Once it’s finished you’ll be provided a spreadsheet with a large number of tabs. The software has attempted to grade the links for you and separate them into groups like so:
The first thing I tend to do is delete all the tabs but the “All” tab. I like to make my own decisions about something as important as my backlinks.
The “All” tab will contain a number of columns based on which fields you’ve elected to gather in your crawl. You’ll now want to remove all those that aren’t relevant to your specific needs.
You’ll want to consider the value of each yourself but 9 times out of 10 I’m left with:
- URL – obviously important.
- Server Country – can provide trustability signals.
- IP Address – can assist in sorting which domains are grouped on the same servers (read: bad blog networks).
- Domains On IP – can aid in grouping site that are on the same servers.
- HTTP Status Code – used for filtering links from pages that don’t exist.
- HTTP Status (if you don’t know your codes) – used for filtering links from pages that don’t exist.
- Site Type – can provide trustability signals.

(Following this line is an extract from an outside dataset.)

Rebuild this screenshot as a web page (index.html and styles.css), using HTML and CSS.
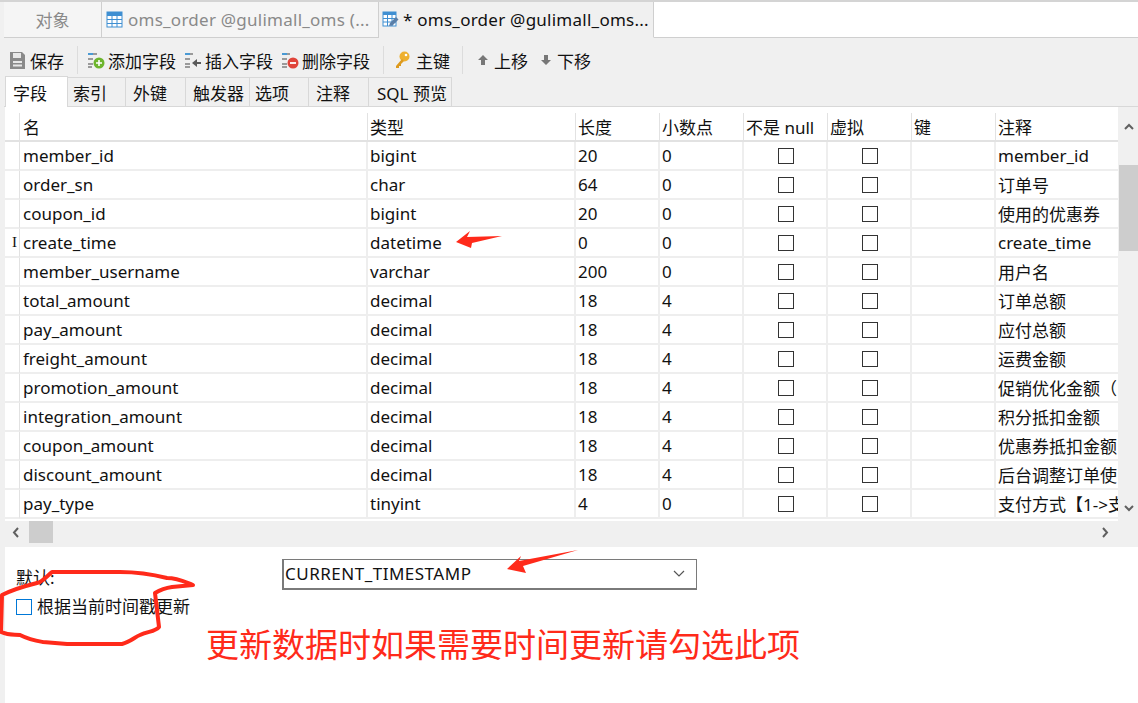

- Link Status – used for filtering out links that no longer exist.
- Link Score – can provide trustability signals. This is a URL Profiler metric and not perfect by any means but one additional way to sort data.
- Target URL – good for sorting and understanding anchor text or penalty impact points.

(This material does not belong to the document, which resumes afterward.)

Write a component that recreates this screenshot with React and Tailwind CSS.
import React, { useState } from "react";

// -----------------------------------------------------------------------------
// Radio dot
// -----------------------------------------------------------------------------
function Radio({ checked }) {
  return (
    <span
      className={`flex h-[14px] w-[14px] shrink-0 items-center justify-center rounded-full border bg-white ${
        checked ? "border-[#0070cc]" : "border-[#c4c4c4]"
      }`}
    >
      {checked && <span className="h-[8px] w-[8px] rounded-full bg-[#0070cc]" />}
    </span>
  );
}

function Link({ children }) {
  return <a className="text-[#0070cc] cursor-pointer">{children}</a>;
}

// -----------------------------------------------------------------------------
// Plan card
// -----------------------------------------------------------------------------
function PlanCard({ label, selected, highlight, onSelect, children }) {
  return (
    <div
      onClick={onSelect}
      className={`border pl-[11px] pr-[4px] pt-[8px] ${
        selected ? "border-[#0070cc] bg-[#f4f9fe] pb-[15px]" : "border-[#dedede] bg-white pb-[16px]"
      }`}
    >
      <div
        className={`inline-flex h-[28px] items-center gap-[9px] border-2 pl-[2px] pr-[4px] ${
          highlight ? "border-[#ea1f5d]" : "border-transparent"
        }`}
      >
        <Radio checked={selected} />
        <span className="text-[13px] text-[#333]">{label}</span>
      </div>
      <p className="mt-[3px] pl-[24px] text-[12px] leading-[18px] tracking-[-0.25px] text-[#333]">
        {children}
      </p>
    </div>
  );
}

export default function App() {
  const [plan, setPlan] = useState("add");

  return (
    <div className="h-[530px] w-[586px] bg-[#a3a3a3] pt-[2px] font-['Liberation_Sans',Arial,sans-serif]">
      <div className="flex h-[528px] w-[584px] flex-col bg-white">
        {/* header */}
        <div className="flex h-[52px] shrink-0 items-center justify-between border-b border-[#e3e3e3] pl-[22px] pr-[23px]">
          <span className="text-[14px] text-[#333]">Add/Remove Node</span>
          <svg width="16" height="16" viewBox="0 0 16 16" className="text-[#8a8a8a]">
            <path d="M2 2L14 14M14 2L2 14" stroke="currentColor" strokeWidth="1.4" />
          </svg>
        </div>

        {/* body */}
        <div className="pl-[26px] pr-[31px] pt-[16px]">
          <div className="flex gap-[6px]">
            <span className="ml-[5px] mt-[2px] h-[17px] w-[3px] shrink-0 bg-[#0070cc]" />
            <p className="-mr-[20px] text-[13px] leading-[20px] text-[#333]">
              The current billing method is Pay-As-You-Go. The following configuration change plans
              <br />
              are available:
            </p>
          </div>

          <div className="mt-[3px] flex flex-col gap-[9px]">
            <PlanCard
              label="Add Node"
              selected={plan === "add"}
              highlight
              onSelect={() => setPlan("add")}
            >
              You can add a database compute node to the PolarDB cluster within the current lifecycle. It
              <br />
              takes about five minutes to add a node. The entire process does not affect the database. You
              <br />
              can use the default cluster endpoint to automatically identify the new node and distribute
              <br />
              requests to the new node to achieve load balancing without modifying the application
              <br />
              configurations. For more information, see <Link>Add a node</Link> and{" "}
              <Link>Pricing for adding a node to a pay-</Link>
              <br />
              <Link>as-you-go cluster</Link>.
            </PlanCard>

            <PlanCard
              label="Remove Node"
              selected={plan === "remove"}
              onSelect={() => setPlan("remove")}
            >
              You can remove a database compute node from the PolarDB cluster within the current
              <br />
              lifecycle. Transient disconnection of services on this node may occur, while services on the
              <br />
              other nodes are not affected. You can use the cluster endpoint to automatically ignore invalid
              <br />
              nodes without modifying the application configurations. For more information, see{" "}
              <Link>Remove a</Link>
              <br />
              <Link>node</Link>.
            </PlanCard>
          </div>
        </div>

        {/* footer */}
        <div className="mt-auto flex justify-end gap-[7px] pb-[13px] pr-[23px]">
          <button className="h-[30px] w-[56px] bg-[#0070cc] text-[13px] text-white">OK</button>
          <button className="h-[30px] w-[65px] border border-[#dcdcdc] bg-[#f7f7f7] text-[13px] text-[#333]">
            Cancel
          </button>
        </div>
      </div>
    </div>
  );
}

- Anchor Text – good for sorting and understanding anchor text or penalty impact points.
- Link Type – good for sorting and can provide trustability signals.
- Link Location – good for sorting and can provide trustability signals.
- Rel Nofollow – important for filtering out nofollow links.
- Domain Majestic CitationFlow – can provide trustability signals.
- Domain Majestic TrustFlow – can provide trustability signals.
- Domain Mozscape Domain Authority – can provide trustability signals.
- Domain Mozscape Page Authority – can provide trustability signals.
- Domain Mozscape MozRank – can provide trustability signals.
- Domain Mozscape MozTrust – can provide trustability signals.
- Domain Ahrefs Rank – can provide trustability signals.
- Domain Ahrefs Backlinks – can provide trustability signals.
- URL Majestic CitationFlow – can provide trustability signals.
- URL Majestic TrustFlow – can provide trustability signals.
- URL Mozscape Page Authority – can provide trustability signals.
- URL Mozscape MozRank – can provide trustability signals.
- URL Mozscape MozTrust – can provide trustability signals.
- URL Ahrefs Rank – can provide trustability signals.
- URL Google Plus Ones – can provide trustability signals.
- URL Facebook Likes – can provide trustability signals.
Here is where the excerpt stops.